» Aim of the task
Pull every line holding the string "this" from the records below.

***

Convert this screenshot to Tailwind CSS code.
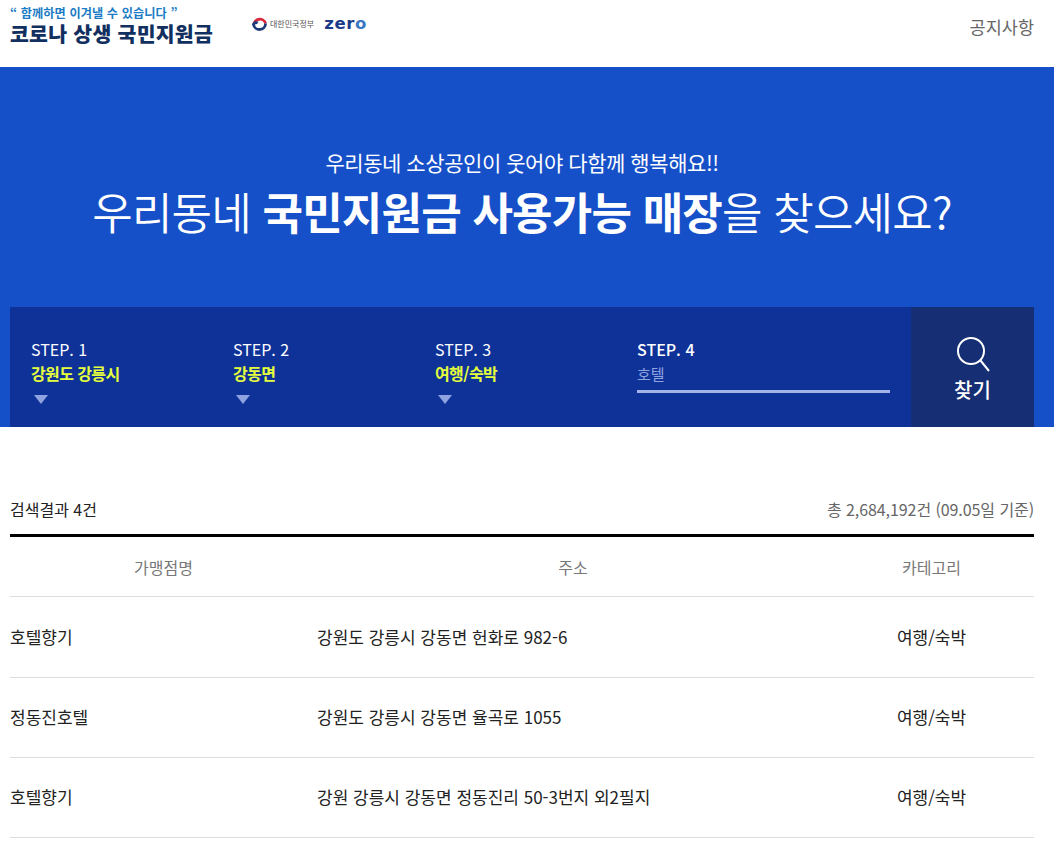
<!DOCTYPE html>
<html lang="ko">
<head>
    <meta charset="UTF-8">
    <title>코로나 상생 국민지원금</title>
    <script src="https://cdn.jsdelivr.net/npm/@tailwindcss/browser@4"></script>
</head>
<body class="bg-white font-['Noto_Sans_CJK_KR','Noto_Sans',sans-serif] overflow-hidden h-[842px]">

    <!-- header -->
    <header class="h-[67px] pl-[10px] pr-[20px] flex items-start justify-between">
        <div class="flex items-start">
            <div class="w-[204px] pt-[6px]">
                <div class="text-[12.200px] leading-[14px] font-bold text-[#1a7cc4] tracking-[0.1px] whitespace-nowrap">“ 함께하면 이겨낼 수 있습니다 ”</div>
                <div class="text-[20.500px] leading-[27px] font-black text-[#12305f] tracking-[0.25px] whitespace-nowrap">코로나 상생 국민지원금</div>
            </div>
            <div class="flex items-center ml-[38px] mt-[16px]">
                <svg width="15" height="15" viewBox="0 0 16 16" fill="none" stroke-width="3">
                    <path d="M1.800 9.500A6.500 6.500 0 0 1 14.500 8" stroke="#d8283c"/>
                    <path d="M14.500 8A6.500 6.500 0 0 1 1.600 9c1-2 3-2.500 4.500-1.500" stroke="#1c3a7a"/>
                </svg>
                <span class="ml-[3px] text-[8px] text-[#555] whitespace-nowrap">대한민국정부</span>
                <span class="ml-[10px] text-[16.500px] leading-[15px] font-black text-[#1c3a8a] font-['DejaVu_Sans',sans-serif] tracking-[0.6px]">zer<span class="text-[#3b78c4]">o</span></span>
            </div>
        </div>
        <a class="mt-[16px] text-[17.500px] leading-[22px] text-[#666]">공지사항</a>
    </header>

    <!-- hero -->
    <section class="h-[360px] bg-[#1650c8] pl-[10px] pr-[20px] flex flex-col">
        <div class="h-[240px] text-white text-center">
            <p class="pt-[82px] text-[21px] leading-[30px] tracking-[-0.44px] -mt-[2px]">우리동네 소상공인이 웃어야 다함께 행복해요!!</p>
            <h1 class="mt-[6px] text-[44px] leading-[56px] font-[350] tracking-[-0.8px]">우리동네 <b class="font-bold">국민지원금 사용가능 매장</b>을 찾으세요?</h1>
        </div>
        <div class="h-[120px] bg-[#0e3298] flex text-white">
            <div class="flex-1 pl-[21px] pt-[32px] grid grid-cols-[202px_202px_202px_1fr]">
                <div>
                    <div class="text-[16px] leading-[20px]">STEP. 1</div>
                    <div class="mt-[1px] text-[16px] leading-[27px] font-bold text-[#e6ff3c] tracking-[-0.6px]">강원도 강릉시</div>
                    <div class="ml-[3px] mt-[8px] w-0 h-0 border-x-[7px] border-x-transparent border-t-[9px] border-t-[#8fa3e0]"></div>
                </div>
                <div>
                    <div class="text-[16px] leading-[20px]">STEP. 2</div>
                    <div class="mt-[1px] text-[16px] leading-[27px] font-bold text-[#e6ff3c] tracking-[-0.6px]">강동면</div>
                    <div class="ml-[3px] mt-[8px] w-0 h-0 border-x-[7px] border-x-transparent border-t-[9px] border-t-[#8fa3e0]"></div>
                </div>
                <div>
                    <div class="text-[16px] leading-[20px]">STEP. 3</div>
                    <div class="mt-[1px] text-[16px] leading-[27px] font-bold text-[#e6ff3c] tracking-[-0.6px]">여행/숙박</div>
                    <div class="ml-[3px] mt-[8px] w-0 h-0 border-x-[7px] border-x-transparent border-t-[9px] border-t-[#8fa3e0]"></div>
                </div>
                <div class="w-[253px]">
                    <div class="text-[16px] leading-[20px] font-medium">STEP. 4</div>
                    <div class="mt-[1px] text-[15px] leading-[27px] text-[#8fa3e0] border-b-[3px] border-[#a3b4ea] h-[33px]">호텔</div>
                </div>
            </div>
            <button class="w-[123px] bg-[#152e74] flex flex-col items-center pt-[29px]">
                <svg width="34" height="36" viewBox="0 0 34 36" fill="none" stroke="#fff" stroke-width="2">
                    <circle cx="15" cy="15" r="13"/>
                    <path d="M24.500 24.500 33 35"/>
                </svg>
                <span class="mt-[4px] text-[20px] leading-[28px] font-medium">찾기</span>
            </button>
        </div>
    </section>

    <!-- results -->
    <main class="pl-[10px] pr-[20px]">
        <div class="h-[110px] pt-[70px] flex justify-between items-start border-b-[3px] border-black">
            <span class="text-[16px] leading-[24px] text-[#222]">검색결과 4건</span>
            <span class="text-[16px] leading-[24px] text-[#666] tracking-[-0.08px]">총 2,684,192건 (09.05일 기준)</span>
        </div>
        <table class="w-full table-fixed">
            <thead>
                <tr class="h-[59px] border-b border-[#ddd] text-[16px] text-[#777]">
                    <th class="w-[307px] font-normal pt-[2px]">가맹점명</th>
                    <th class="w-[512px] font-normal pt-[2px]">주소</th>
                    <th class="font-normal pt-[2px]">카테고리</th>
                </tr>
            </thead>
            <tbody class="text-[17px] text-[#222]">
                <tr class="h-[81px] border-b border-[#ddd]">
                    <td>호텔향기</td>
                    <td>강원도 강릉시 강동면 헌화로 982-6</td>
                    <td class="text-center">여행/숙박</td>
                </tr>
                <tr class="h-[80px] border-b border-[#ddd]">
                    <td>정동진호텔</td>
                    <td>강원도 강릉시 강동면 율곡로 1055</td>
                    <td class="text-center">여행/숙박</td>
                </tr>
                <tr class="h-[80px] border-b border-[#ddd]">
                    <td>호텔향기</td>
                    <td>강원 강릉시 강동면 정동진리 50-3번지 외2필지</td>
                    <td class="text-center">여행/숙박</td>
                </tr>
            </tbody>
        </table>
    </main>

</body>
</html>
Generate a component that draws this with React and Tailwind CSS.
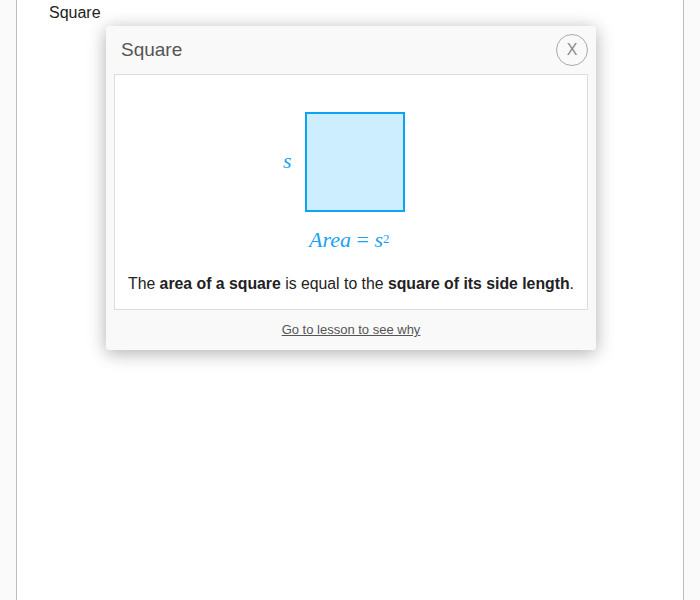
export default function App() {
  return (
    <div className="min-h-[600px] bg-[#fafafa] flex justify-center" style={{ fontFamily: '"Liberation Sans", Arial, sans-serif' }}>
      <div className="relative w-[668px] ml-[16px] mr-[16px] bg-white border-x border-[#bdbdbd] min-h-[600px]">
        <div className="pl-[32px] pt-[3px] text-[16px] leading-[20px] text-[#222]">Square</div>

        {/* Popover */}
        <div className="absolute left-[89px] top-[26px] w-[490px] bg-[#f9f9f9] rounded-[3px] shadow-[0_3px_18px_rgba(0,0,0,0.32)]">
          <div className="flex items-center justify-between h-[48px] pl-[15px] pr-[8px]">
            <h2 className="text-[19px] text-[#555] font-normal">Square</h2>
            <button className="w-[32px] h-[32px] rounded-full border border-[#aaa] text-[#8a8a8a] text-[16px] leading-[16px] pb-[1px] flex items-center justify-center">
              X
            </button>
          </div>

          <div className="mx-[8px] bg-white border border-[#dcdcdc]">
            <svg width="472" height="182" className="block" style={{ fontFamily: '"Liberation Serif", "Times New Roman", serif' }}>
              <rect x="191" y="38" width="98" height="98" fill="#cdeeff" stroke="#0ea2f2" strokeWidth="2" />
              <text x="168" y="93" fontSize="22" fontStyle="italic" fill="#1aa2f0">s</text>
              <text x="194" y="172" fontSize="22" fill="#1aa2f0">
                <tspan fontStyle="italic">Area</tspan>
                <tspan> = </tspan>
                <tspan fontStyle="italic">s</tspan>
                <tspan fontSize="13" dy="-4">2</tspan>
              </text>
            </svg>
            <p className="mt-[17px] text-center text-[15.8px] leading-[20px] text-[#222] pb-[15px]">
              The <b>area of a square</b> is equal to the <b>square of its side length</b>.
            </p>
          </div>

          <div className="h-[40px] flex items-center justify-center">
            <a href="#" className="text-[13px] text-[#555] underline">Go to lesson to see why</a>
          </div>
        </div>
      </div>
    </div>
  );
}
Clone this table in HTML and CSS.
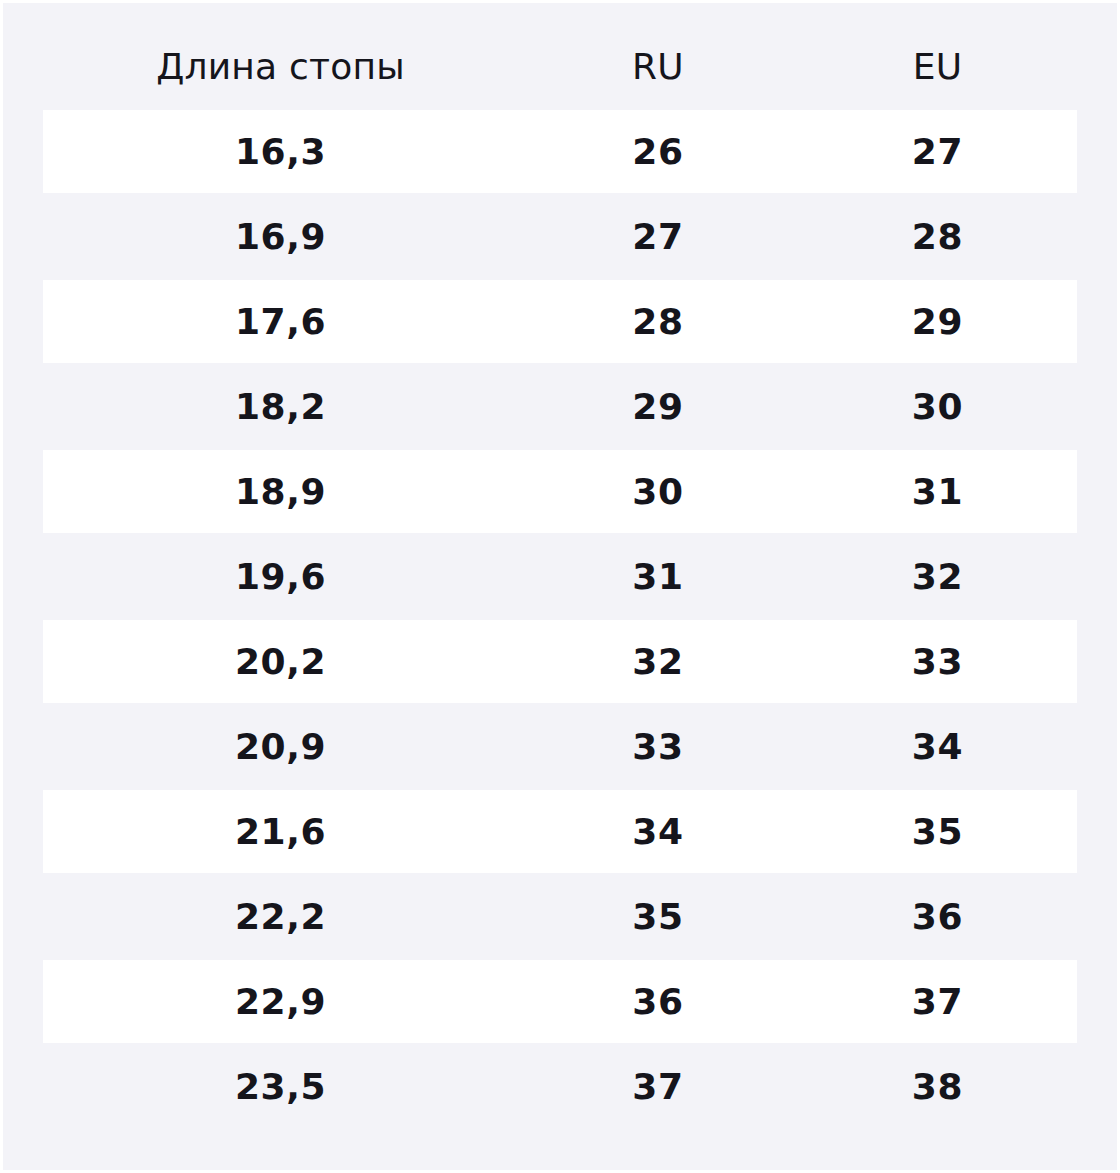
FILE: index.html
```html
<!DOCTYPE html>
<html lang="ru">
<head>
<meta charset="utf-8">
<title>Таблица размеров</title>
<link rel="stylesheet" href="styles.css">
</head>
<body>
<div class="card">
  <div class="size-table">
    <div class="row head"><div>Длина стопы</div><div>RU</div><div>EU</div></div>
    <div class="row light"><div>16,3</div><div>26</div><div>27</div></div>
    <div class="row dim"><div>16,9</div><div>27</div><div>28</div></div>
    <div class="row light"><div>17,6</div><div>28</div><div>29</div></div>
    <div class="row dim"><div>18,2</div><div>29</div><div>30</div></div>
    <div class="row light"><div>18,9</div><div>30</div><div>31</div></div>
    <div class="row dim"><div>19,6</div><div>31</div><div>32</div></div>
    <div class="row light"><div>20,2</div><div>32</div><div>33</div></div>
    <div class="row dim"><div>20,9</div><div>33</div><div>34</div></div>
    <div class="row light"><div>21,6</div><div>34</div><div>35</div></div>
    <div class="row dim"><div>22,2</div><div>35</div><div>36</div></div>
    <div class="row light"><div>22,9</div><div>36</div><div>37</div></div>
    <div class="row dim"><div>23,5</div><div>37</div><div>38</div></div>
  </div>
</div>
</body>
</html>
```

FILE: styles.css
```css
html, body {
  background: #ffffff;
}
body {
  margin: 3px;
  font-family: "DejaVu Sans", "Liberation Sans", sans-serif;
  color: #15151c;
}
.card {
  background: #f3f3f8;
  padding: 40px;
  height: 1167px;
  box-sizing: border-box;
}
.size-table {
  display: flex;
  flex-direction: column;
}
.row {
  display: grid;
  grid-template-columns: 475px 280px 279px;
  align-items: center;
  justify-items: center;
  font-size: 36px;
  line-height: 42px;
  font-weight: bold;
  letter-spacing: 0.6px;
}
.row.head {
  height: 67px;
  box-sizing: border-box;
  align-items: start;
  padding-top: 3px;
  font-weight: normal;
  letter-spacing: 0.2px;
}
.row.light {
  height: 83px;
  background: #ffffff;
}
.row.dim {
  height: 87px;
}
```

***

» Result below
Convert this screenshot to Tailwind CSS code.
Generate a component that draws this with React and Tailwind CSS.
Clone this table in HTML and CSS.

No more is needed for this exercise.